Pochi giorni fa Patrizia Moretti, la mamma di Federico Aldrovandi, ha deciso di dire basta a ulteriori procedimenti legali, rimettendo le querele contro Paolo Forlani, Franco Maccari e Carlo Giovanardi. Come hai vissuto la vicenda di Aldrovandi? Questa può essere una storia da dover raccontare al cinema?

“La vicenda mi ha segnato moltissimo. Ricordo i giorni dopo l’uccisione, alcune mie compagne di liceo erano amiche del fratello di Federico. Dicevano in classe “l’hanno ammazzato” quando ancora l’idea in giro era quella del “è morto per droga”. Ricordo anche i vecchi al bar del mio paese, che dicevano davanti al giornale: “beh, par forza che lan cupà, gl’era mez indrugà”. Ero al primo anno di Centro sperimentale a Roma, quando si parlava di un progetto per una serie televisiva, poi non se ne fece più nulla, anche se ci sono ancora le sceneggiature. Poi poco dopo uscì il documentario di Vendemmiati, È stato morto un ragazzo, ma è un documentario, non un film. Anche su Sacco e Vanzetti uscirono molti documentari, ma l’America chiese scusa solo dopo il lavoro di Montaldo, perché il film rimane sempre il mezzo più potente, ricordatelo.

Ora tanti, quando si parla di Federico, dicono “Ma basta, se ne è parlato troppo”. A volte ci penso, sarebbe giusto farci un film, ma è un fatto molto delicato.
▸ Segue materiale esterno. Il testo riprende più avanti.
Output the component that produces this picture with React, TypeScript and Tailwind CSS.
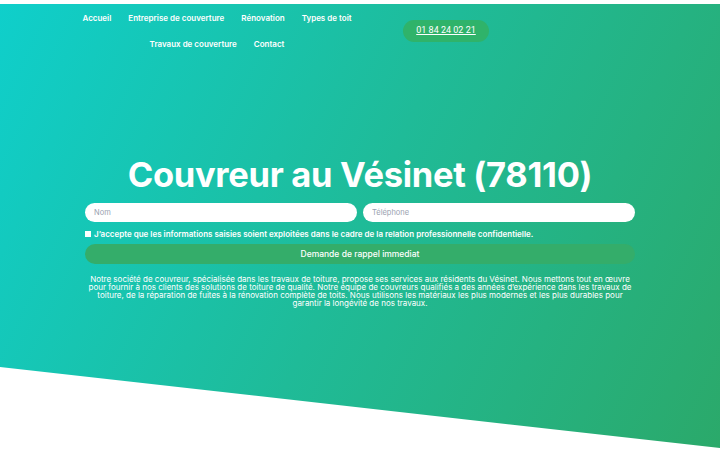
const navItems = [
  "Accueil",
  "Entreprise de couverture",
  "Rénovation",
  "Types de toit",
  "Travaux de couverture",
  "Contact",
]

export default function App() {
  return (
    <div className="h-[450px] w-[720px] overflow-hidden bg-white font-['Inter',sans-serif]">
      <section className="mt-1 h-[446px] bg-[linear-gradient(115deg,#0fcfcb_0%,#1fbb98_50%,#2ba96a_100%)] [clip-path:polygon(0_0,100%_0,100%_444px,0_363px)]">
        <header className="flex items-start">
          <nav className="ml-[67px] mt-[8px] flex w-[300px] flex-wrap justify-center gap-x-[17px] gap-y-[14px] text-[8px] font-semibold leading-[12px] text-white">
            {navItems.map((item) => (
              <a key={item} href="#" className="whitespace-nowrap">
                {item}
              </a>
            ))}
          </nav>
          <a
            href="#"
            className="ml-[36px] mt-[16px] flex h-[22px] w-[86px] items-center justify-center rounded-full bg-[#2fb36a] font-['Roboto',sans-serif] text-[9px] text-white underline"
          >
            01 84 24 02 21
          </a>
        </header>

        <h1 className="mt-[102px] text-center text-[34.5px] font-bold leading-[46px] tracking-[-0.3px] text-white">
          Couvreur au Vésinet (78110)
        </h1>

        <form className="mx-auto mt-[5px] w-[550px]">
          <div className="flex gap-[6px]">
            <input
              placeholder="Nom"
              className="h-[19px] flex-1 rounded-full bg-white px-[9px] text-[7.5px] text-gray-700 placeholder:text-gray-400"
            />
            <input
              placeholder="Téléphone"
              className="h-[19px] flex-1 rounded-full bg-white px-[9px] text-[7.5px] text-gray-700 placeholder:text-gray-400"
            />
          </div>
          <label className="mt-[6px] flex items-center gap-[3px] text-[8px] font-semibold text-white">
            <span className="h-[6px] w-[6px] bg-white"></span>
            J’accepte que les informations saisies soient exploitées dans le cadre de la relation professionnelle confidentielle.
          </label>
          <button
            type="button"
            className="mt-[4px] flex h-[20px] w-full items-center justify-center rounded-full bg-[#34ad6a] text-[8.5px] font-medium text-white"
          >
            Demande de rappel immediat
          </button>
        </form>

        <p className="mx-auto mt-[11px] w-[552px] text-center text-[8px] leading-[8px] text-white">
          Notre société de couvreur, spécialisée dans les travaux de toiture, propose ses services aux résidents du Vésinet. Nous mettons tout en œuvre pour fournir à nos clients des solutions de toiture de qualité. Notre équipe de couvreurs qualifiés a des années d’expérience dans les travaux de toiture, de la réparation de fuites à la rénovation complète de toits. Nous utilisons les matériaux les plus modernes et les plus durables pour garantir la longévité de nos travaux.
        </p>
      </section>
    </div>
  )
}
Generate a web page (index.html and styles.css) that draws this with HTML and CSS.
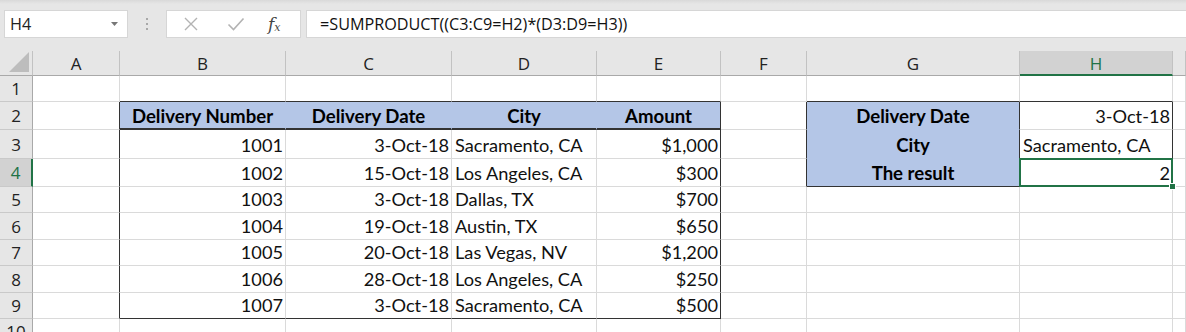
FILE: index.html
```html
<!DOCTYPE html>
<html>
<head>
<meta charset="utf-8">
<link rel="stylesheet" href="styles.css">
</head>
<body>
<div class="app">
  <div class="toolbar">
    <div class="namebox"><span>H4</span>
      <svg class="dd" width="8" height="5" viewBox="0 0 8 5"><path d="M0 0h7L3.5 4z" fill="#777"/></svg>
    </div>
    <div class="vdots"><i></i><i></i><i></i></div>
    <div class="fxbox">
      <svg class="ic" width="16" height="16" viewBox="0 0 16 16"><path d="M2 2L14 14M14 2L2 14" stroke="#b3b3b3" stroke-width="1.4" fill="none"/></svg>
      <svg class="ic" width="18" height="16" viewBox="0 0 18 16"><path d="M1.5 8.5L6.5 13.5L16.5 2.5" stroke="#b3b3b3" stroke-width="1.6" fill="none"/></svg>
      <span class="fx">f<sub>x</sub></span>
    </div>
    <div class="formula">=SUMPRODUCT((C3:C9=H2)*(D3:D9=H3))</div>
  </div>
  <div class="sheet">
    <!-- header row -->
    <div class="corner"><svg width="20" height="20" viewBox="0 0 20 20"><path d="M20 0V20H0z" fill="#bdbdbd"/></svg></div>
    <div class="ch">A</div><div class="ch">B</div><div class="ch">C</div><div class="ch">D</div><div class="ch">E</div><div class="ch">F</div><div class="ch">G</div><div class="ch sel">H</div><div class="ch"></div>
    <!-- row 1 -->
    <div class="rh">1</div>
    <div class="c"></div><div class="c db"></div><div class="c db"></div><div class="c db"></div><div class="c db"></div><div class="c"></div><div class="c db"></div><div class="c db"></div><div class="c"></div>
    <!-- row 2 -->
    <div class="rh">2</div>
    <div class="c dr"></div>
    <div class="c hd fr tb2">Delivery Number</div>
    <div class="c hd fr tb2">Delivery Date</div>
    <div class="c hd fr tb2">City</div>
    <div class="c hd dr tb2">Amount</div>
    <div class="c dr"></div>
    <div class="c hd dr fb">Delivery Date</div>
    <div class="c r dr">3-Oct-18</div>
    <div class="c"></div>
    <!-- row 3 -->
    <div class="rh">3</div>
    <div class="c dr"></div>
    <div class="c r">1001</div><div class="c r">3-Oct-18</div><div class="c">Sacramento, CA</div><div class="c r dr">$1,000</div>
    <div class="c dr"></div>
    <div class="c hd dr fb">City</div>
    <div class="c dr">Sacramento, CA</div>
    <div class="c"></div>
    <!-- row 4 -->
    <div class="rh sel">4</div>
    <div class="c dr"></div>
    <div class="c r">1002</div><div class="c r">15-Oct-18</div><div class="c">Los Angeles, CA</div><div class="c r dr">$300</div>
    <div class="c dr"></div>
    <div class="c hd dr db">The result</div>
    <div class="c r dr db active">2<div class="selbox"><div class="handle"></div></div></div>
    <div class="c"></div>
    <!-- row 5 -->
    <div class="rh">5</div>
    <div class="c dr"></div>
    <div class="c r">1003</div><div class="c r">3-Oct-18</div><div class="c">Dallas, TX</div><div class="c r dr">$700</div>
    <div class="c"></div><div class="c"></div><div class="c"></div><div class="c"></div>
    <!-- row 6 -->
    <div class="rh">6</div>
    <div class="c dr"></div>
    <div class="c r">1004</div><div class="c r">19-Oct-18</div><div class="c">Austin, TX</div><div class="c r dr">$650</div>
    <div class="c"></div><div class="c"></div><div class="c"></div><div class="c"></div>
    <!-- row 7 -->
    <div class="rh">7</div>
    <div class="c dr"></div>
    <div class="c r">1005</div><div class="c r">20-Oct-18</div><div class="c">Las Vegas, NV</div><div class="c r dr">$1,200</div>
    <div class="c"></div><div class="c"></div><div class="c"></div><div class="c"></div>
    <!-- row 8 -->
    <div class="rh">8</div>
    <div class="c dr"></div>
    <div class="c r">1006</div><div class="c r">28-Oct-18</div><div class="c">Los Angeles, CA</div><div class="c r dr">$250</div>
    <div class="c"></div><div class="c"></div><div class="c"></div><div class="c"></div>
    <!-- row 9 -->
    <div class="rh">9</div>
    <div class="c dr"></div>
    <div class="c r db">1007</div><div class="c r db">3-Oct-18</div><div class="c db">Sacramento, CA</div><div class="c r dr db">$500</div>
    <div class="c"></div><div class="c"></div><div class="c"></div><div class="c"></div>
    <!-- row 10 -->
    <div class="rh rtop">10</div>
    <div class="c"></div><div class="c"></div><div class="c"></div><div class="c"></div><div class="c"></div><div class="c"></div><div class="c"></div><div class="c"></div><div class="c"></div>
  </div>
</div>
</body>
</html>
```
FILE: styles.css
```css
* { box-sizing: border-box; }
html, body { margin: 0; padding: 0; background: #fff; }
body { overflow: hidden; width: 1186px; height: 332px; }
.app { display: flex; flex-direction: column; height: 332px; overflow: hidden; }

.toolbar {
  flex: 0 0 51px;
  height: 51px;
  background: linear-gradient(#d9d9d9 0, #e6e6e6 4px, #e6e6e6 100%);
  display: flex;
  align-items: flex-start;
  padding-top: 10px;
  font-family: "Open Sans", "Noto Sans", sans-serif;
  font-size: 16.2px;
  color: #222;
}
.namebox {
  margin-left: 4px;
  width: 124px;
  height: 28px;
  background: #fff;
  border: 1px solid #d6d6d6;
  display: flex;
  align-items: center;
  justify-content: space-between;
  padding: 0 6px 0 5px;
}
.namebox .dd { margin-right: 2px; }
.vdots {
  width: 38px;
  height: 28px;
  display: flex;
  flex-direction: column;
  align-items: center;
  justify-content: center;
  gap: 3px;
}
.vdots i { display: block; width: 2px; height: 2px; background: #a8a8a8; }
.fxbox {
  width: 135px;
  height: 28px;
  background: #fff;
  border: 1px solid #d6d6d6;
  display: flex;
  align-items: center;
  padding-left: 16px;
}
.fxbox .ic:nth-child(1) { margin-right: 28px; }
.fxbox .ic:nth-child(2) { margin-right: 23px; }
.fx {
  font-family: "DejaVu Serif", "Liberation Serif", serif;
  font-style: italic;
  font-size: 17px;
  color: #444;
  line-height: 1;
}
.fx sub { font-size: 11px; vertical-align: -1px; }
.formula {
  margin-left: 5px;
  flex: 1;
  height: 28px;
  background: #fff;
  border: 1px solid #d6d6d6;
  border-right: none;
  display: flex;
  align-items: center;
  padding-left: 13px;
  white-space: nowrap;
  color: #111;
}

.sheet {
  flex: 1 1 auto;
  min-height: 0;
  overflow: hidden;
  display: grid;
  grid-template-columns: 33px 87px 166px 166px 145px 124px 86px 213px 153px 1fr;
  grid-template-rows: 25px 26px 28px 29px 28px 26px 27px 26px 27px 26px 26px;
  font-family: "Lato", "Liberation Sans", sans-serif;
  font-size: 18.2px;
  color: #111;
}
.corner {
  background: #e6e6e6;
  border-right: 1px solid #c2c2c2;
  border-bottom: 1px solid #a9a9a9;
  display: flex;
  align-items: flex-end;
  justify-content: flex-end;
  padding: 0 3px 3px 0;
}
.ch {
  background: #e6e6e6;
  border-right: 1px solid #c2c2c2;
  border-bottom: 1px solid #a9a9a9;
  display: flex;
  align-items: center;
  justify-content: center;
  font-family: "Open Sans", "Noto Sans", sans-serif;
  font-size: 17px;
  color: #222;
  padding-top: 1px;
}
.ch.sel {
  background: #d2d2d2;
  color: #217346;
  border-bottom: 2px solid #217346;
}
.rh {
  background: #e6e6e6;
  border-right: 1px solid #a9a9a9;
  border-bottom: 1px solid #c9c9c9;
  display: flex;
  align-items: center;
  justify-content: center;
  font-family: "Open Sans", "Noto Sans", sans-serif;
  font-size: 17px;
  color: #222;
}
.rh.sel {
  background: #d2d2d2;
  color: #217346;
  border-right: 2px solid #217346;
}
.c {
  border-right: 1px solid #dadada;
  border-bottom: 1px solid #dadada;
  display: flex;
  align-items: flex-end;
  padding: 0 3px 3px 3px;
  line-height: 20px;
  white-space: nowrap;
  position: relative;
}
.c.active { z-index: 2; }
.c.r { justify-content: flex-end; padding-right: 2px; }
.c.hd {
  background: #b4c6e7;
  font-weight: 700;
  font-size: 18.6px;
  justify-content: center;
  color: #000;
}
.c.dr { border-right-color: #333; }
.c.db { border-bottom-color: #333; }
.c.fr { border-right-color: #b4c6e7; }
.c.fb { border-bottom-color: #b4c6e7; }
.c.tb2 { border-bottom: 2px solid #333; padding-bottom: 2px; }
.selbox {
  position: absolute;
  left: -1px;
  top: -1px;
  right: -1px;
  bottom: -1px;
  border: 2px solid #217346;
}
.handle {
  position: absolute;
  right: -5px;
  bottom: -5px;
  width: 7px;
  height: 7px;
  background: #217346;
  border: 1px solid #fff;
}
```
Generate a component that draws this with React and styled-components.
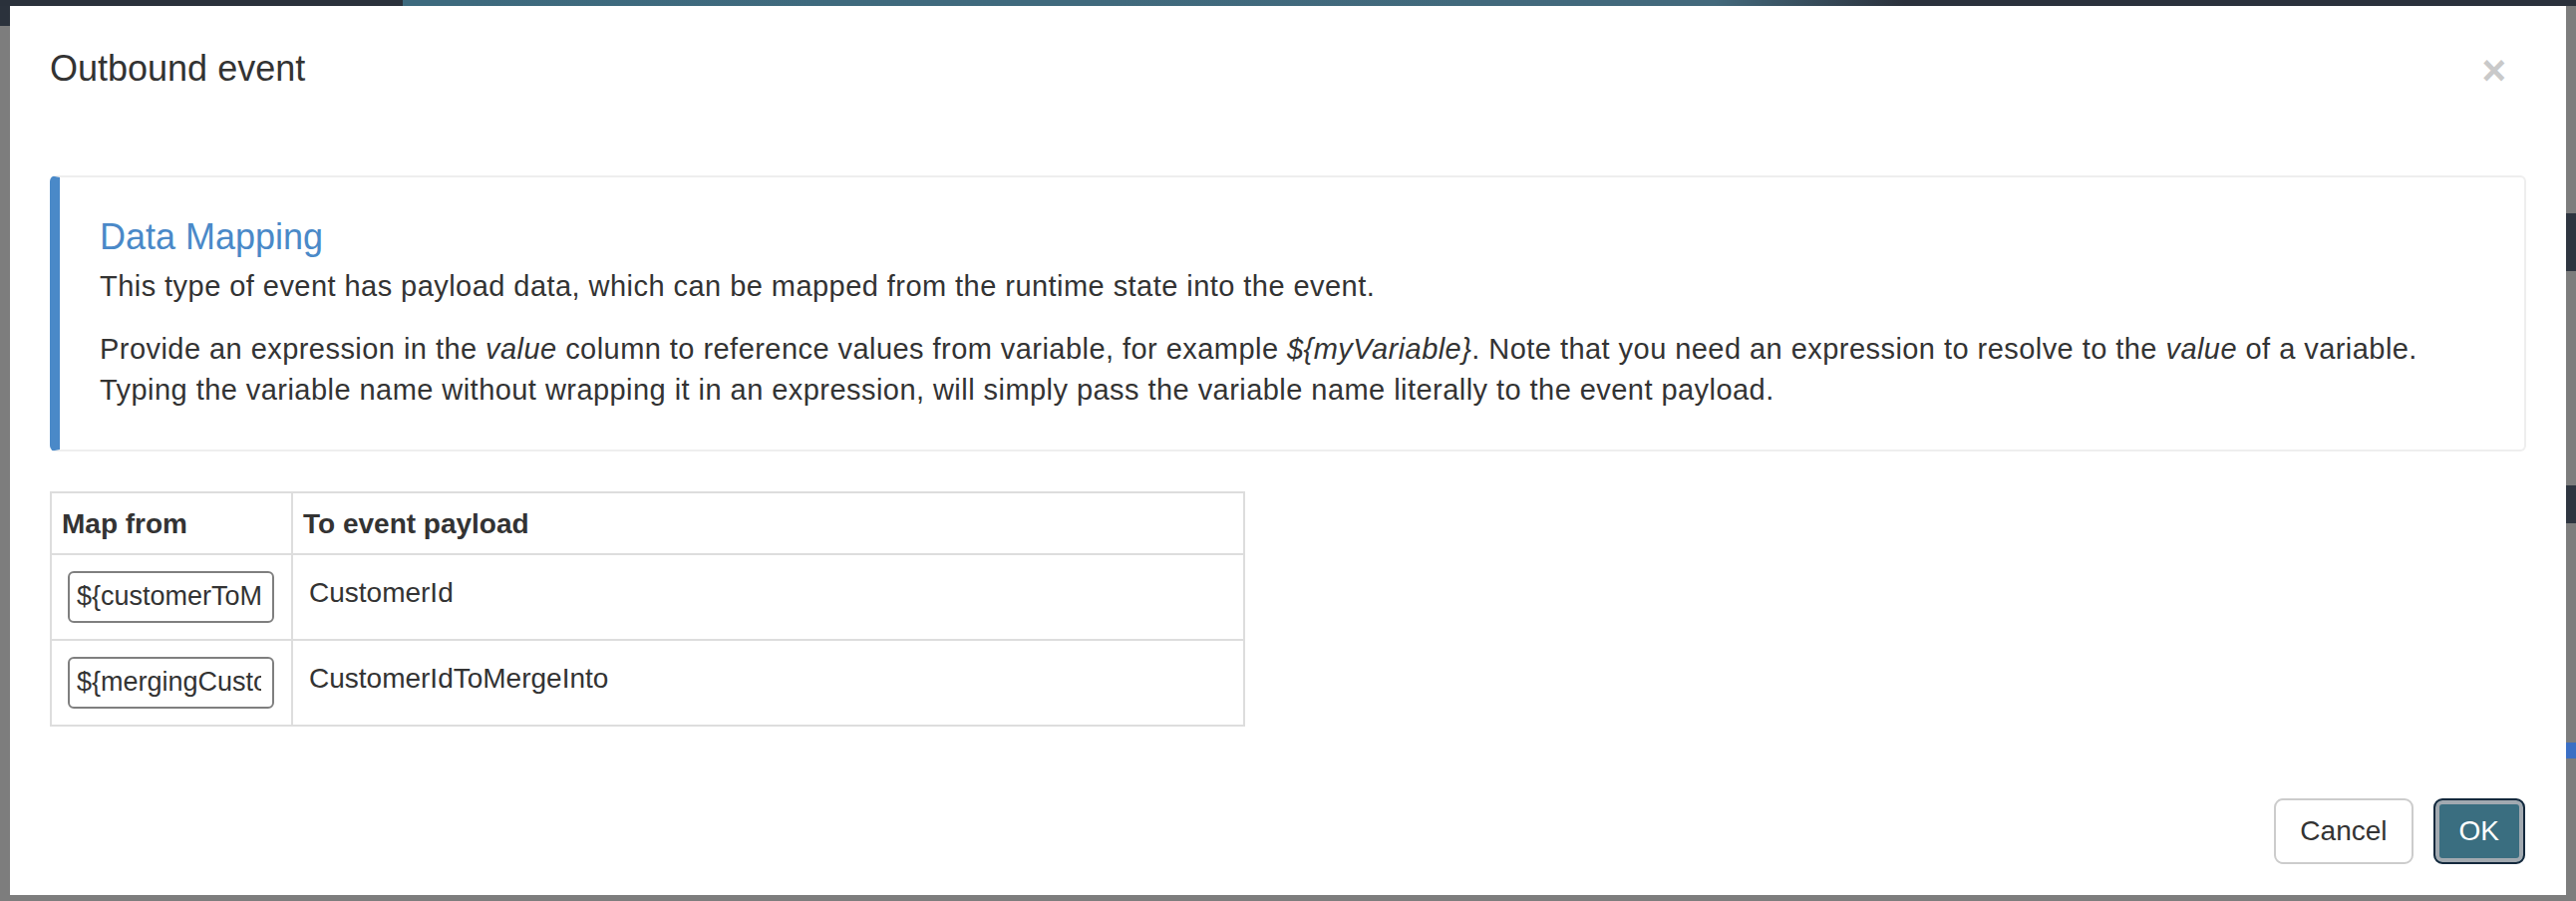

Come col terremoto, d’altronde. Tanti pensano l’abbia fatto perché è un tema che ti può dare riscontro, visibilità. Le mie motivazioni sono invece molto ben più forti e profonde, altrimenti non avrei fatto un anno e mezzo di giri per l’Emilia con la mia Peguot 207 a cercare finanziamenti, a conoscere i parenti delle vittime, gli imprenditori, a creare un cast e metterlo su con il regista Marco Cassini, che di terremoto ha vissuto quello della sua terra, L’Aquila. Mi piacerebbe lavorare sulla storia di Federico, ma è una situazione molto complessa, anche se il cinema, ripeto, è l’arma più forte che esista. Io più ci penso e più non me lo spiego. Per me questo rimane un fatto inspiegabile. Un ragazzo che a 18 anni sta tornando a casa sua, e che poi a casa sua non ci torna più. Se ci penso risulta ancora incredibile”.